▼

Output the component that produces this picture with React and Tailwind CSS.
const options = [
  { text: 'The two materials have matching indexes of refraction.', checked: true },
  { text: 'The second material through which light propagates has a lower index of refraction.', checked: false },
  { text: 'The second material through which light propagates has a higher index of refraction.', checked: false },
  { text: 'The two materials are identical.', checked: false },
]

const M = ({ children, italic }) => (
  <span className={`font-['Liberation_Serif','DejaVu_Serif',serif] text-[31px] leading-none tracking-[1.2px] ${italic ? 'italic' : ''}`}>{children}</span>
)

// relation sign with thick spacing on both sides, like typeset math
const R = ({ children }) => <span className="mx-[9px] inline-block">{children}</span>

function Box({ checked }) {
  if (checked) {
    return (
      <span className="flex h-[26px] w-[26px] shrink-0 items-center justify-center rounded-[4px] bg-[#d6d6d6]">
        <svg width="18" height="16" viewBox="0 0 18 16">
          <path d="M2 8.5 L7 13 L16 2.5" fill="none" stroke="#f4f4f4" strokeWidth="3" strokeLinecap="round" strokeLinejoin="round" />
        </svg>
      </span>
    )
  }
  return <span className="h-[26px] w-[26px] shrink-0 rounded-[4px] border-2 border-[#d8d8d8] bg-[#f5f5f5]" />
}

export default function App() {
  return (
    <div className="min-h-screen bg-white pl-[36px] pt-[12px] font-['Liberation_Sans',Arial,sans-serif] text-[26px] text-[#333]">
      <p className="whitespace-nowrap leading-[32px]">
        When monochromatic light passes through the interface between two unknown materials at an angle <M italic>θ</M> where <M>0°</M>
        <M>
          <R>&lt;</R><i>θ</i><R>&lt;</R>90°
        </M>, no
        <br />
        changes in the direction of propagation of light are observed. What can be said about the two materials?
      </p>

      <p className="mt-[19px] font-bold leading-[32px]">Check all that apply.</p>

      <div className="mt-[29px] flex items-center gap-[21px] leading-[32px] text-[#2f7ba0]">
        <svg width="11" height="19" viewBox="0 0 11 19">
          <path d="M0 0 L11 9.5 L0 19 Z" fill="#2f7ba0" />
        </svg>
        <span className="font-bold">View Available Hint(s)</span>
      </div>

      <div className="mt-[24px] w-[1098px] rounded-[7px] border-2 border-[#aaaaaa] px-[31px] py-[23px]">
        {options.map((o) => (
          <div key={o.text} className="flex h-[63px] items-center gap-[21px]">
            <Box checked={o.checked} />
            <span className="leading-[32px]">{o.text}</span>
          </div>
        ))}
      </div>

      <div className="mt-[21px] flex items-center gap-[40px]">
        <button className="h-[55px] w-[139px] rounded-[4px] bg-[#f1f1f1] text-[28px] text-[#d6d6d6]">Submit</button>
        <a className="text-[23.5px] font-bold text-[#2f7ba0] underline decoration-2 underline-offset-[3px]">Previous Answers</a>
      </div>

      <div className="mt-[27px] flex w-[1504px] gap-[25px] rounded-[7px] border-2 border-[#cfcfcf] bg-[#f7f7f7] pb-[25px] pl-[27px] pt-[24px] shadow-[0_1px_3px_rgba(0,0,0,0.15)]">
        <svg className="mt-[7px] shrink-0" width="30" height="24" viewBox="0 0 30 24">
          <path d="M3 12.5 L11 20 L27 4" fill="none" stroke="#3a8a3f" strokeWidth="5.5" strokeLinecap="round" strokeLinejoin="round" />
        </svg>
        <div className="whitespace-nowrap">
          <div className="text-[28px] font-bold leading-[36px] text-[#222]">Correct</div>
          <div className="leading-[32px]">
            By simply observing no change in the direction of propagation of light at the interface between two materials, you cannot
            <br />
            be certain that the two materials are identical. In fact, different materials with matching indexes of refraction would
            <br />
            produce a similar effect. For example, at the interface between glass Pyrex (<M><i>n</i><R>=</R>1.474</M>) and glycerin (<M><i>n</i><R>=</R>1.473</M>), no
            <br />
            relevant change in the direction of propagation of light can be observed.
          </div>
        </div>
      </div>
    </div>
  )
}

▲

Task details ▸ Write out the whole listing exactly.

Result of this task ▸
Output the component that produces this picture with React and Tailwind CSS.
const options = [
  { text: 'The two materials have matching indexes of refraction.', checked: true },
  { text: 'The second material through which light propagates has a lower index of refraction.', checked: false },
  { text: 'The second material through which light propagates has a higher index of refraction.', checked: false },
  { text: 'The two materials are identical.', checked: false },
]

const M = ({ children, italic }) => (
  <span className={`font-['Liberation_Serif','DejaVu_Serif',serif] text-[31px] leading-none tracking-[1.2px] ${italic ? 'italic' : ''}`}>{children}</span>
)

// relation sign with thick spacing on both sides, like typeset math
const R = ({ children }) => <span className="mx-[9px] inline-block">{children}</span>

function Box({ checked }) {
  if (checked) {
    return (
      <span className="flex h-[26px] w-[26px] shrink-0 items-center justify-center rounded-[4px] bg-[#d6d6d6]">
        <svg width="18" height="16" viewBox="0 0 18 16">
          <path d="M2 8.5 L7 13 L16 2.5" fill="none" stroke="#f4f4f4" strokeWidth="3" strokeLinecap="round" strokeLinejoin="round" />
        </svg>
      </span>
    )
  }
  return <span className="h-[26px] w-[26px] shrink-0 rounded-[4px] border-2 border-[#d8d8d8] bg-[#f5f5f5]" />
}

export default function App() {
  return (
    <div className="min-h-screen bg-white pl-[36px] pt-[12px] font-['Liberation_Sans',Arial,sans-serif] text-[26px] text-[#333]">
      <p className="whitespace-nowrap leading-[32px]">
        When monochromatic light passes through the interface between two unknown materials at an angle <M italic>θ</M> where <M>0°</M>
        <M>
          <R>&lt;</R><i>θ</i><R>&lt;</R>90°
        </M>, no
        <br />
        changes in the direction of propagation of light are observed. What can be said about the two materials?
      </p>

      <p className="mt-[19px] font-bold leading-[32px]">Check all that apply.</p>

      <div className="mt-[29px] flex items-center gap-[21px] leading-[32px] text-[#2f7ba0]">
        <svg width="11" height="19" viewBox="0 0 11 19">
          <path d="M0 0 L11 9.5 L0 19 Z" fill="#2f7ba0" />
        </svg>
        <span className="font-bold">View Available Hint(s)</span>
      </div>

      <div className="mt-[24px] w-[1098px] rounded-[7px] border-2 border-[#aaaaaa] px-[31px] py-[23px]">
        {options.map((o) => (
          <div key={o.text} className="flex h-[63px] items-center gap-[21px]">
            <Box checked={o.checked} />
            <span className="leading-[32px]">{o.text}</span>
          </div>
        ))}
      </div>

      <div className="mt-[21px] flex items-center gap-[40px]">
        <button className="h-[55px] w-[139px] rounded-[4px] bg-[#f1f1f1] text-[28px] text-[#d6d6d6]">Submit</button>
        <a className="text-[23.5px] font-bold text-[#2f7ba0] underline decoration-2 underline-offset-[3px]">Previous Answers</a>
      </div>

      <div className="mt-[27px] flex w-[1504px] gap-[25px] rounded-[7px] border-2 border-[#cfcfcf] bg-[#f7f7f7] pb-[25px] pl-[27px] pt-[24px] shadow-[0_1px_3px_rgba(0,0,0,0.15)]">
        <svg className="mt-[7px] shrink-0" width="30" height="24" viewBox="0 0 30 24">
          <path d="M3 12.5 L11 20 L27 4" fill="none" stroke="#3a8a3f" strokeWidth="5.5" strokeLinecap="round" strokeLinejoin="round" />
        </svg>
        <div className="whitespace-nowrap">
          <div className="text-[28px] font-bold leading-[36px] text-[#222]">Correct</div>
          <div className="leading-[32px]">
            By simply observing no change in the direction of propagation of light at the interface between two materials, you cannot
            <br />
            be certain that the two materials are identical. In fact, different materials with matching indexes of refraction would
            <br />
            produce a similar effect. For example, at the interface between glass Pyrex (<M><i>n</i><R>=</R>1.474</M>) and glycerin (<M><i>n</i><R>=</R>1.473</M>), no
            <br />
            relevant change in the direction of propagation of light can be observed.
          </div>
        </div>
      </div>
    </div>
  )
}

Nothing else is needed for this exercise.